Je commence à penser sérieusement - et cette pensée me torture affreusement - qu’après l’événement sans précédent d’une concentration de l’hellénisme sur le sol grec, durant l’entre-deux-guerres, seule la possibilité d’une nouvelle diaspora permettra aux Grecs d’accomplir quelque chose. Aujourd’hui nous observons clairement les symptômes psychologiques de naufragés affamés sur un radeau à la dérive. Ils cherchent à s’entre-dévorer: Le Radeau de la Méduse”.

Et d’abord entre amis. Péloponnèse, mai 2021

Dimanche 11 août. Póros, Sérénité”.
Je me suis enfin dégagé d’Athènes vendredi dernier sur la péniche militaire Sophadès. Voyage lent, grande chaleur: peu m’importe, puisque je pars”.
Mardi 13 août - Je compte les jours - quand je les compte - comme un avare.
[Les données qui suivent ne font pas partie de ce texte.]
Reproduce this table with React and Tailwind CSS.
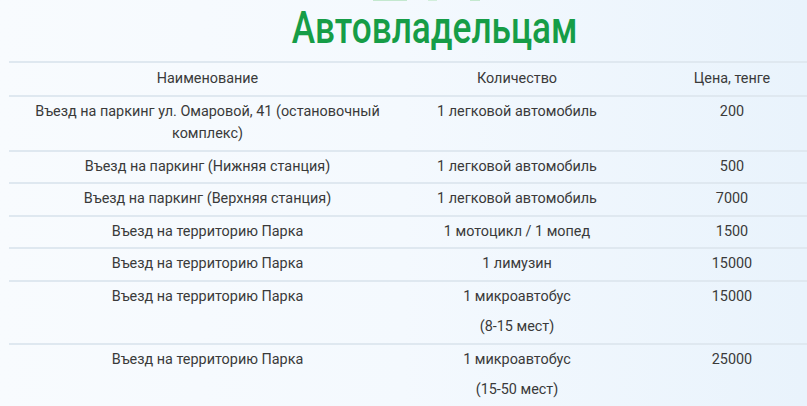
import React from "react";

const rows = [
  { name: ["Въезд на паркинг ул. Омаровой, 41 (остановочный", "комплекс)"], qty: ["1 легковой автомобиль"], price: "200" },
  { name: ["Въезд на паркинг (Нижняя станция)"], qty: ["1 легковой автомобиль"], price: "500" },
  { name: ["Въезд на паркинг (Верхняя станция)"], qty: ["1 легковой автомобиль"], price: "7000" },
  { name: ["Въезд на территорию Парка"], qty: ["1 мотоцикл / 1 мопед"], price: "1500" },
  { name: ["Въезд на территорию Парка"], qty: ["1 лимузин"], price: "15000" },
  { name: ["Въезд на территорию Парка"], qty: ["1 микроавтобус", "(8-15 мест)"], price: "15000" },
  { name: ["Въезд на территорию Парка"], qty: ["1 микроавтобус", "(15-50 мест)"], price: "25000" },
];

export default function App() {
  return (
    <div
      className="w-[807px] h-[406px] overflow-hidden bg-gradient-to-r from-[#f8fbfe] via-[#f4f9fe] to-[#e9f3fc] text-[#3a3a3a]"
      style={{ fontFamily: "Roboto, 'Noto Sans', sans-serif" }}
    >
      <div className="relative flex flex-col h-[61px]">
        <div className="absolute top-0 left-[373px] w-[34px] h-[1px] bg-[#c4e8cf]" />
        <div className="absolute top-0 left-[428px] w-[9px] h-[1px] bg-[#d2eedb]" />
        <div className="absolute top-0 left-[470px] w-[10px] h-[1px] bg-[#c4e8cf]" />
        <div className="flex justify-center pl-[62px] pt-[1px]">
          <div className="text-[44px] leading-[54px] font-medium text-[#169d47] scale-x-[0.8] origin-center">
            Автовладельцам
          </div>
        </div>
      </div>
      <div className="ml-[9px] w-[827px]">
        <div className="grid grid-cols-[397px_222px_208px] border-t-2 border-b-2 border-[#dfe8f0] text-[14.4px] leading-[22.5px]">
          <div className="text-center py-[4.5px]">Наименование</div>
          <div className="text-center py-[4.5px]">Количество</div>
          <div className="text-center py-[4.5px]">Цена, тенге</div>
        </div>
        {rows.map((r, i) => (
          <div
            key={i}
            className="grid grid-cols-[397px_222px_208px] border-b-2 border-[#dfe8f0] text-[14.4px] leading-[22.5px]"
          >
            <div className="text-center py-[4px]">
              {r.name.map((l, j) => (
                <div key={j}>{l}</div>
              ))}
            </div>
            <div className="text-center py-[4px] flex flex-col gap-[8px]">
              {r.qty.map((l, j) => (
                <div key={j}>{l}</div>
              ))}
            </div>
            <div className="text-center py-[4px]">{r.price}</div>
          </div>
        ))}
      </div>
    </div>
  );
}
Quand je pense à Athènes: cauchemar, un bruyant cauchemar. Póros n’est pas mon lieu. Bien qu’il appartienne aux quelques endroits de villégiature grecs où j’ai un passé, ce n’est pas mon lieu assurément. D’ailleurs, il y a dix ans, quand je venais d’Égine, je l’appelais -chambre à coucher de cocotte-. Póros a quelque chose de Venise: canal, communication entre les maisons par barque, opulence, nonchalance, tentation des sens, bois de citronniers etc. - lieu pour amants célèbres du monde entier”.
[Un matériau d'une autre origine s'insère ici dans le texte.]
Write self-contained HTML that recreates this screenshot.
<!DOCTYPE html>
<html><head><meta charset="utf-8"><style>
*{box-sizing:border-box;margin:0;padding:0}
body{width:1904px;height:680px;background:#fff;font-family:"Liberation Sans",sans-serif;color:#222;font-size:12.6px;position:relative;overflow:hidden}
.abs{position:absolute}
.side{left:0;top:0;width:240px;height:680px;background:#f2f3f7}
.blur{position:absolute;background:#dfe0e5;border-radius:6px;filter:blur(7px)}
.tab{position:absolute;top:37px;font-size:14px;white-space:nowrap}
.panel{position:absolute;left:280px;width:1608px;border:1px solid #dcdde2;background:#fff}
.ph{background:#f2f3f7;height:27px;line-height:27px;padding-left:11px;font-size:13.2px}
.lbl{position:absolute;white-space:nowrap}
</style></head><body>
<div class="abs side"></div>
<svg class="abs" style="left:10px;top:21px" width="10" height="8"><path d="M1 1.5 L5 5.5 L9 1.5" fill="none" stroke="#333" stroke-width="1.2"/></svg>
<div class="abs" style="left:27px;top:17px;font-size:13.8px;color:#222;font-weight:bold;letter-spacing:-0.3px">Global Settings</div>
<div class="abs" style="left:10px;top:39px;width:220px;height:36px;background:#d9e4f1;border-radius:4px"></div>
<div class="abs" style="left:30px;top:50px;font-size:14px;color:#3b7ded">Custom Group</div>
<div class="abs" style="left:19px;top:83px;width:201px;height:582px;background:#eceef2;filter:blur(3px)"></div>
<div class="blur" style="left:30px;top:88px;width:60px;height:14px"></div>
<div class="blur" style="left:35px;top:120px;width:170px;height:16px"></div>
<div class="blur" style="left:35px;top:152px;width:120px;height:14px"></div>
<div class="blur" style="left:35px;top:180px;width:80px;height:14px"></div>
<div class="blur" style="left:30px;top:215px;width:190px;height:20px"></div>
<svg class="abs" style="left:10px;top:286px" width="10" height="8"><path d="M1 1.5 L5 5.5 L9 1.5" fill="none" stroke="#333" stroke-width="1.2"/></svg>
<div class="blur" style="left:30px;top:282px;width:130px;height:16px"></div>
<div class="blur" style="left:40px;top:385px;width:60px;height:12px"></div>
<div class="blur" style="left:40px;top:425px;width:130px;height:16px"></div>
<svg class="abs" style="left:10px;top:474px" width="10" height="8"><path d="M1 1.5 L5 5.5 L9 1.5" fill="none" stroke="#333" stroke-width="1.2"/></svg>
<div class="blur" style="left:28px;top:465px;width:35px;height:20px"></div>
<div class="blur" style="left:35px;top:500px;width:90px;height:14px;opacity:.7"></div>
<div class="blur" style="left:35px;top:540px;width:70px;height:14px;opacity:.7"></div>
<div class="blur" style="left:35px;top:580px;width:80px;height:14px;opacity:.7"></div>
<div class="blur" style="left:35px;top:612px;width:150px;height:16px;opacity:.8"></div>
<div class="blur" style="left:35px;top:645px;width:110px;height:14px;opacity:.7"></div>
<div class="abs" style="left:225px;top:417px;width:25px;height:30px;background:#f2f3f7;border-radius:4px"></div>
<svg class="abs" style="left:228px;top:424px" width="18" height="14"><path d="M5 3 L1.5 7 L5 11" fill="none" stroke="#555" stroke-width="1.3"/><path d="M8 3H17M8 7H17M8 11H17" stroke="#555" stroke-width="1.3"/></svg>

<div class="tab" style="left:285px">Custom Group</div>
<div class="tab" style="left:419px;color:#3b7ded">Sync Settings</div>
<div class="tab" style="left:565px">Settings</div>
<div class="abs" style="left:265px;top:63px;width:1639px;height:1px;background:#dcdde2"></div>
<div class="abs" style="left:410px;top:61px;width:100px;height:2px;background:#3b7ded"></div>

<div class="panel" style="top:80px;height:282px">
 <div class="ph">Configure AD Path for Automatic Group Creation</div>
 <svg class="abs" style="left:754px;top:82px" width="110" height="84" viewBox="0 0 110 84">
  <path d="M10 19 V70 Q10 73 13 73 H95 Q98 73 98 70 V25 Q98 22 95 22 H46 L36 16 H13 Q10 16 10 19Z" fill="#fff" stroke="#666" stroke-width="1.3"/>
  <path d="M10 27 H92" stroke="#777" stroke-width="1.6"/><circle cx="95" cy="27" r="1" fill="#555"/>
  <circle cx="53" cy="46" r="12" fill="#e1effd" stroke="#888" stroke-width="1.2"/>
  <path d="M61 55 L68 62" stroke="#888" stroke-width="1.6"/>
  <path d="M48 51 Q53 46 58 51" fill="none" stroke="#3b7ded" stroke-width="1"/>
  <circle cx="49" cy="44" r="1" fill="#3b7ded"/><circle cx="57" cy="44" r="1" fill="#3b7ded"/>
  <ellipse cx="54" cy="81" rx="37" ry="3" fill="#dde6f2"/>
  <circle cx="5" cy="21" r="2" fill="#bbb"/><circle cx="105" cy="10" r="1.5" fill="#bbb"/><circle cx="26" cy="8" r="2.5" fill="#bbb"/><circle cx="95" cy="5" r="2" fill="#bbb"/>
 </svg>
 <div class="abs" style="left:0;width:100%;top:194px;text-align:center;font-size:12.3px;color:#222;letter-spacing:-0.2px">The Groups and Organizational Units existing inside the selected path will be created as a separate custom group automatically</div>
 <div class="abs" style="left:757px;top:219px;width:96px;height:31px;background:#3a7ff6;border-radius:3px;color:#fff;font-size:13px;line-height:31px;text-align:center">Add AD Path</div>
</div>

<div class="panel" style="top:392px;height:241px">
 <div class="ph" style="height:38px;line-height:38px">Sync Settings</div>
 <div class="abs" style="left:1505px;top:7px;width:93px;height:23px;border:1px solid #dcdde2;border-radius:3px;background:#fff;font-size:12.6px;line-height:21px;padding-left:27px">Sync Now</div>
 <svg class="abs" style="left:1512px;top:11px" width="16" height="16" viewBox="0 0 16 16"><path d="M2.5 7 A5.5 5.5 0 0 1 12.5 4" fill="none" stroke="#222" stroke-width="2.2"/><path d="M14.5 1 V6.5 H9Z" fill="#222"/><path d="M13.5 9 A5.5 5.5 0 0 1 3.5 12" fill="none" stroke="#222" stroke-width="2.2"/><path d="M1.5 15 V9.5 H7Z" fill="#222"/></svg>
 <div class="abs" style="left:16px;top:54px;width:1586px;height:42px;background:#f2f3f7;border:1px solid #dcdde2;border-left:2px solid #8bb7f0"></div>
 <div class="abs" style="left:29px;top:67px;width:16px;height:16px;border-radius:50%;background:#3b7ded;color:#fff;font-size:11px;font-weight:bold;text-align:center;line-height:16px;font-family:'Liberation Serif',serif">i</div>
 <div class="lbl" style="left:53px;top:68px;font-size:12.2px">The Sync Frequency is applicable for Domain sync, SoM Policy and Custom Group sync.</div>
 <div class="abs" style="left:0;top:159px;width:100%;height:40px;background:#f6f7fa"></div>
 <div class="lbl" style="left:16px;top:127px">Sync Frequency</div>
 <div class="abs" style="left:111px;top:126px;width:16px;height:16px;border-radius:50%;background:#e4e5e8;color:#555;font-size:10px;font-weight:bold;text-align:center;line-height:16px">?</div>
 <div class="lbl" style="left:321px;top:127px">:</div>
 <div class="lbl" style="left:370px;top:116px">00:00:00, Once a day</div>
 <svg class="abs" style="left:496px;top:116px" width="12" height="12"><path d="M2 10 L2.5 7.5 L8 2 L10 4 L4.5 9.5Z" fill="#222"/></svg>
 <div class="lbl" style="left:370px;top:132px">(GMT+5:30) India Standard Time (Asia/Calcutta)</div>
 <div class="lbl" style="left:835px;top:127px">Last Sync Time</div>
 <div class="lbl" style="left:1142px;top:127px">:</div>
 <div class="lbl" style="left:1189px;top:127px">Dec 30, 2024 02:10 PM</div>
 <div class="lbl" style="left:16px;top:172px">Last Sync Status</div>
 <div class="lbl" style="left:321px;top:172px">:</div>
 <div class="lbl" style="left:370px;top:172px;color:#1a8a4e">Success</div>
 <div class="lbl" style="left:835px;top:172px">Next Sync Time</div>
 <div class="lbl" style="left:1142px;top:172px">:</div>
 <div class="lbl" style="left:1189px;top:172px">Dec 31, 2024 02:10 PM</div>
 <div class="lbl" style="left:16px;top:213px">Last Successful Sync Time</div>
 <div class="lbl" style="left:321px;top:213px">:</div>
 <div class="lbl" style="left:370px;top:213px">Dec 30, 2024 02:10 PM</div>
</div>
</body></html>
Il est 4h30 de l’après-midi. Il fait chaud. Je suis descendu dans la salle à manger, après m’être aspergé de quelques seaux d’eau. Tandis que j’écrivais, Aglaópi est passée en maillot de bain, légère comme une danseuse, sortant de la mer. Elle dit: -Je n’arrivais pas à dormir. Sur sa peau des gouttes d’eau de mer”.

Mine marine de la Seconde Guerre mondiale... reconvertie. Péloponnèse, mai 2021

Hier soir vers 8 heures, pour la première fois depuis que nous sommes arrivés, nous sommes allés faire des courses au village, avec Maroulí qui est partie ce matin. Je me suis amusé - comme si je n’étais plus moi-même - en observant le mouvement du port, les barques et les grands bateaux à moteur ancrés à quai. La voile d’une petite barque avait en son milieu le dessin mal exécuté d’une jeune fille. Le pilote, laid, dit: -C’est ma fiancée. De la matière pour Elýtis”.

Des magasins et des épiceries avec beaucoup d’atmosphère, des chromos et autres peintures, des marchandises incroyables. Un salon de coiffure qui s’appelle Ève. Au-dessus du visage d’un client recouvert d’une épaisse mousse de savon, l’image d’Adam, d’Ève, du serpent, de l’arbre, de la pomme - et tout ce qui s’ensuit. Le coiffeur, de petite taille, attentif, le rasoir à la main, ressemblait étonnamment à Adam, celui des chromos. Combien de rouille ai-je à retirer de sur mon corps?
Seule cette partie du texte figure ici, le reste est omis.